We’re moving into “save a lot” mode where we’re going to try to save 90% of my net salary, or about 35% of our total gross (we still have to pay daycare if I work, so we can’t do 100% of mine). That extra money will be invested in a taxable account. I’ve so far only been investing in ETFs in my taxable account – in about a month, I should have enough to switch those over to mutual funds.
We’re going to use Dad’s health insurance, because it’s too annoying to switch again, and at the moment, his job is more stable. I’m hoping to find a new position in the next month. I already had to cancel my annual exam (originally scheduled for 6/2 and way overdue – should have been in April) because I had no clue what my insurance status would be. I just need to get the paperwork from our HR that says I was “laid off” to give to Dad’s company to start under their plan next week. From what I can tell, their prices are about the same as Dad’s.

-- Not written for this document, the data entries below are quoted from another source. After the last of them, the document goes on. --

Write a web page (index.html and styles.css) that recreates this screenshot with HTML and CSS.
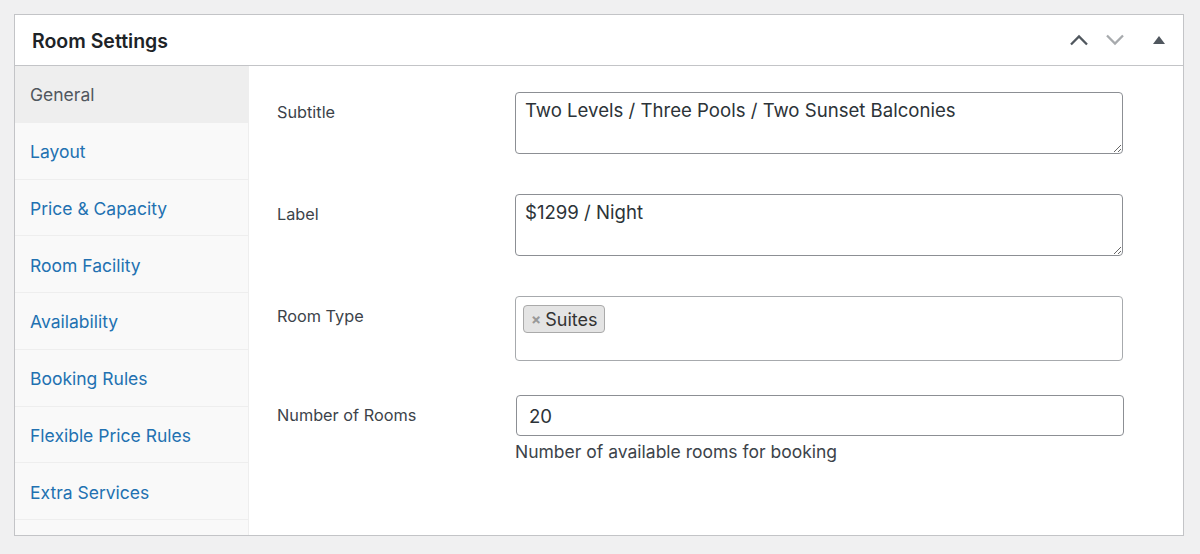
FILE: index.html
```html
<!DOCTYPE html>
<html lang="en">
<head>
    <meta charset="UTF-8">
    <meta name="viewport" content="width=device-width, initial-scale=1.0">
    <title>Room Settings</title>
    <link rel="stylesheet" href="styles.css">
</head>
<body>
    <div class="postbox">
        <div class="postbox-header">
            <h2>Room Settings</h2>
            <div class="handle-actions">
                <button class="handle up" aria-label="Move up">
                    <svg width="20" height="12" viewBox="0 0 20 12"><path d="M2 10.5 L10 2.5 L18 10.5" fill="none" stroke="currentColor" stroke-width="2.3"/></svg>
                </button>
                <button class="handle down" aria-label="Move down">
                    <svg width="20" height="12" viewBox="0 0 20 12"><path d="M2 1.5 L10 9.5 L18 1.5" fill="none" stroke="currentColor" stroke-width="2.3"/></svg>
                </button>
                <button class="handle toggle" aria-label="Toggle panel">
                    <svg width="14" height="10" viewBox="0 0 14 10"><path d="M7 1 L13 9 L1 9 Z" fill="currentColor"/></svg>
                </button>
            </div>
        </div>
        <div class="postbox-inside">
            <ul class="tabs">
                <li class="active">General</li>
                <li><a href="#">Layout</a></li>
                <li><a href="#">Price &amp; Capacity</a></li>
                <li><a href="#">Room Facility</a></li>
                <li><a href="#">Availability</a></li>
                <li><a href="#">Booking Rules</a></li>
                <li><a href="#">Flexible Price Rules</a></li>
                <li><a href="#">Extra Services</a></li>
                <li class="spacer"></li>
            </ul>
            <div class="panel">
                <div class="field">
                    <label for="subtitle">Subtitle</label>
                    <textarea id="subtitle">Two Levels / Three Pools / Two Sunset Balconies</textarea>
                </div>
                <div class="field">
                    <label for="label">Label</label>
                    <textarea id="label">$1299 / Night</textarea>
                </div>
                <div class="field">
                    <label>Room Type</label>
                    <div class="select-box">
                        <span class="chip"><span class="chip-x">×</span>Suites</span>
                    </div>
                </div>
                <div class="field number">
                    <label for="rooms">Number of Rooms</label>
                    <div>
                        <input type="text" id="rooms" value="20">
                        <p class="description">Number of available rooms for booking</p>
                    </div>
                </div>
            </div>
        </div>
    </div>
</body>
</html>
```

FILE: styles.css
```css
body {
    margin: 0;
    padding: 14px;
    background-color: #f0f0f1;
    font-family: Inter, Roboto, "Liberation Sans", Arial, sans-serif;
    color: #3c434a;
}
.postbox {
    width: 1168px;
    background: white;
    border: 1px solid #c3c4c7;
}
.postbox-header {
    display: flex;
    align-items: center;
    justify-content: space-between;
    height: 50px;
    border-bottom: 1px solid #c3c4c7;
}
.postbox-header h2 {
    margin: 2px 0 0 17px;
    font-size: 19.5px;
    font-weight: 600;
    color: #1d2327;
}
.handle-actions {
    display: flex;
    align-items: center;
    margin-right: 6px;
}
.handle {
    background: none;
    border: none;
    padding: 0;
    width: 36px;
    height: 36px;
    display: flex;
    align-items: center;
    justify-content: center;
    cursor: pointer;
}
.handle.up {
    color: #50575e;
}
.handle.down {
    color: #a7aaad;
}
.handle.toggle {
    color: #50575e;
    margin-left: 8px;
}
.postbox-inside {
    display: flex;
    height: 469px;
}
.tabs {
    list-style: none;
    margin: 0;
    padding: 0;
    width: 233px;
    background: #f9f9f9;
    border-right: 1px solid #eeeeee;
    display: flex;
    flex-direction: column;
}
.tabs li {
    height: 53.75px;
    padding-top: 2px;
    border-bottom: 1px solid #eeeeee;
    display: flex;
    align-items: center;
    padding-left: 15px;
    font-size: 17.5px;
}
.tabs li.active {
    background: #eeeeee;
    color: #50575e;
}
.tabs li.spacer {
    flex: 1;
    border-bottom: none;
}
.tabs a {
    color: #2271b1;
    text-decoration: none;
}
.panel {
    flex: 1;
    padding: 26px 0 0 28px;
}
.field {
    display: flex;
    margin-bottom: 40px;
}
.field label {
    width: 238px;
    flex-shrink: 0;
    padding-top: 10px;
    font-size: 16.3px;
    line-height: 20px;
    color: #3c434a;
}
textarea,
.select-box,
input[type="text"] {
    box-sizing: border-box;
    width: 608px;
    border: 1px solid #8c8f94;
    border-radius: 4px;
    font-family: inherit;
    font-size: 18.6px;
    color: #2c3338;
    background: white;
}
textarea {
    height: 62px;
    padding: 5px 9px;
    line-height: 24px;
    resize: vertical;
}
.select-box {
    height: 65px;
    padding: 8px 7px;
    border-color: #a7aaad;
}
.chip {
    display: inline-flex;
    align-items: center;
    height: 26px;
    padding: 0 7px 0 7px;
    background: #e4e4e4;
    border: 1px solid #aaaaaa;
    border-radius: 4px;
    font-size: 18px;
    color: #333333;
}
.chip-x {
    color: #999999;
    font-weight: 700;
    font-size: 15px;
    margin-right: 4px;
}
.field.number {
    margin-top: -6px;
}
input[type="text"] {
    height: 41px;
    padding: 0 12px;
    margin-left: 1px;
}
.description {
    margin: 5px 0 0;
    font-size: 17.5px;
    color: #3c434a;
}
```
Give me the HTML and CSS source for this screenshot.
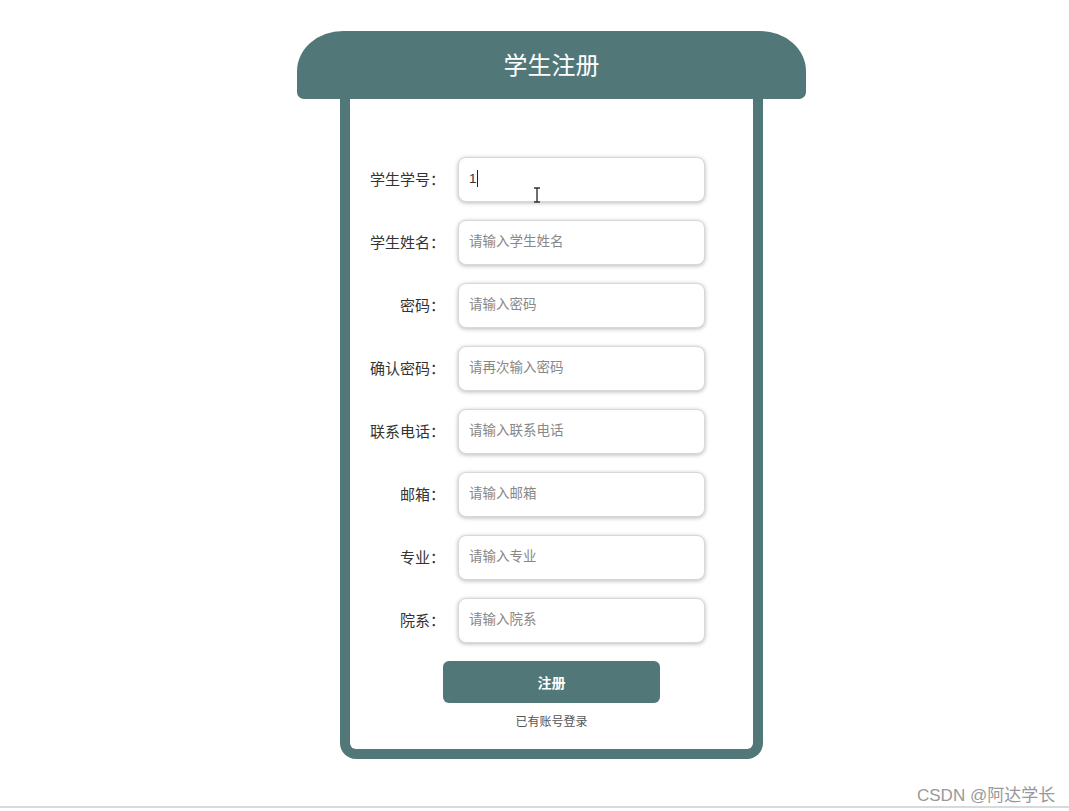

Does anyone else have to deal without a tax-deferred savings? I’m already looking for another job, but aside from that, how do you deal with investing for retirement?
That’s a tough one. If I were I were in your shoes, I might focus on any sort of tax breaks I could finagle by the end of the year to make up for the loss of a 401k. It might be worth it to talk to a CPA.
We worked with a great CPA when we were audited – I’ve put in a call to him to set up an appointment to talk about our options. Dad’s company won’t let us sign up for the HSA this year because he was covered under an FSA so far this year. So no HSA for us. His company contributes 2250 to an HSA though!
There are options out there, but as done by forty mentions it might be worth talking with a “fee only” investment or tax advisor. If I had no tax deferred vehicles, I would start moving more towards real estate, dividend producing stocks, and tax-free bonds.
Right now, the plan is to continue buying no-fee ETFs with low turnover (whole stock index funds) in the taxable account – at least until we have enough to change over to the equivalent mutual funds. We’ve done real estate in the past, and have no interest in doing it again, so our only RE exposure is through our house and about 5% of our investments in an REIT fund in a tax-deferred account.
My advice is to obviously maximize contributions to tax advantaged accounts (i.e. 401Ks and IRAs) You should be able to contribute $5,500 to an IRA regardless of whether you participated in an employer plan or not. You will have to determine if your income levels allow you to contribute to a ROTH IRA. If not, you can still put the money into a “regular” IRA. Again, whether you will be able to deduct the contributions from your taxes will depend upon your income levels. Even if you can’t deduct your contributions, it still makes sense to put the money in an IRA vs a taxable account because at least the earnings will grow tax deferred (or tax free in the case of a ROTH.)
After maximizing tax advantaged contributions, I would focus your taxable savings on low fee ETFs or mutual funds. I use a mix of the two. I avoid the trading costs on ETFs by using a brokerage that sells its own ETFs directly with no transaction fees. And by low fees, I mean in the range of 0.1% to 0.5% at the most. Over the long haul, lower fees, really helps to boost your returns over comparable investments.
Finally, I would also focus the taxable account on investments the generate the least amount of “net loss due to taxes”. I say net loss due to taxes because a “tax free” investment (think municipal bonds, may generate less total returns than a comparable taxable bond investment after you pay the taxes. You have to take into account your personal situation (i.e. what’s your marginal tax bracket and any state taxes). And your situation may change from time to time so be sure to reassess as circumstances change.
In general, you want your income producing investments in tax deferred accounts and long term gains investments in your taxable account to minimize the tax bite.
I hope this helps.
I did a totally different choice – I got a different job that has a 403(b) 🙂 I’ve still contributed some to my taxable account during the 3 months I couldn’t contribute to a tax-sheltered account, and pretty much everything went into either ITOT or DVY (both index ETFs).
Congrats on getting a job that offers a 403(b) option.
Both of those ETFs are good choices with respect to fees. FYI, a quick web search indicates that both of those ETFs trade commission free through Fidelity. Commission free trading is something worth considering if you are making frequent (i.e. monthly) small investments. There are other brokerages that also offer commission free trades on various ETFs. I haven’t used Fidelity so I can’t comment on their service. I have used Vanguard and TD Ameritrade and have been happy with both of them.
I picked them because they were free-to-trade index funds via Fidelity (where I have most of my money). I use a filter when searching: NTF – if it’s not NTF, I don’t even bother evaluating it. I will be getting a Vanguard account soon(-ish) as that’s where my new 403(b) is held, but I haven’t gotten the paperwork I need to register for online access yet.